8. Apple Cranberry Orange Steel Cut Oatmeal (Gluten Free)
For the very end of cranberry season, I made apple cranberry sauce again. I found a recipe at Cookie and Kate for cranberry orange steel cut oats and followed that method for cooking the oats using soy milk and vegan butter. I then topped it off with some mixed nut and seed butter, the apple cranberry sauce, and chopped pecans. This was creamy and rich. I added a splash of soy milk when I was actually eating it to help it all come together (not pictured). I really enjoyed this, and it got me through a little more of my steel cut oats.
9. Guatemalan-Inspired Eggy Green Bean Fritters (Nut Free, Soy Free)

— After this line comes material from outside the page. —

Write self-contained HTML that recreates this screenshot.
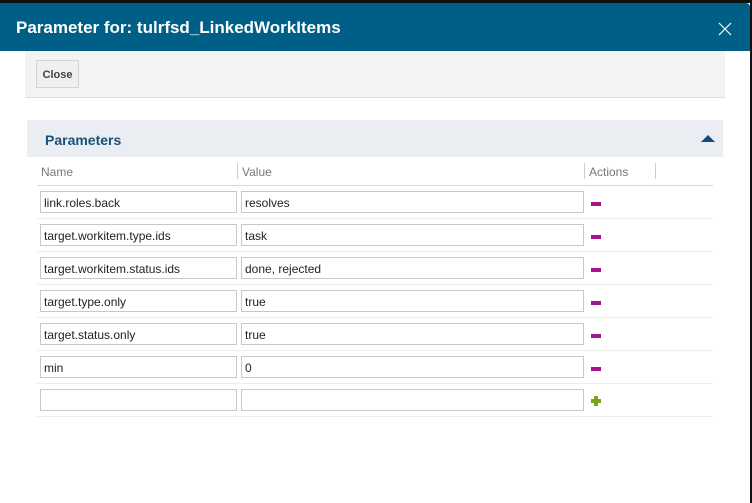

I first ran across this idea as tortitas de ejotes on an omnivore website. I wasn't in the mood to replicate whipped egg whites (although I think you could, with aquafaba), so I went looking for something similar to try. I read a few omnivore recipes and found this one the easiest to veganize. Because vegan cheese won't help hold things together in the same way as dairy cheese will, I doubled the batter, using JUST Egg instead of chicken eggs. These were absolutely delicious. I had them with some homemade veggie sausages for a perfect vegan breakfast.
10. Baked Tofu Hummus Sandwich (Nut Free)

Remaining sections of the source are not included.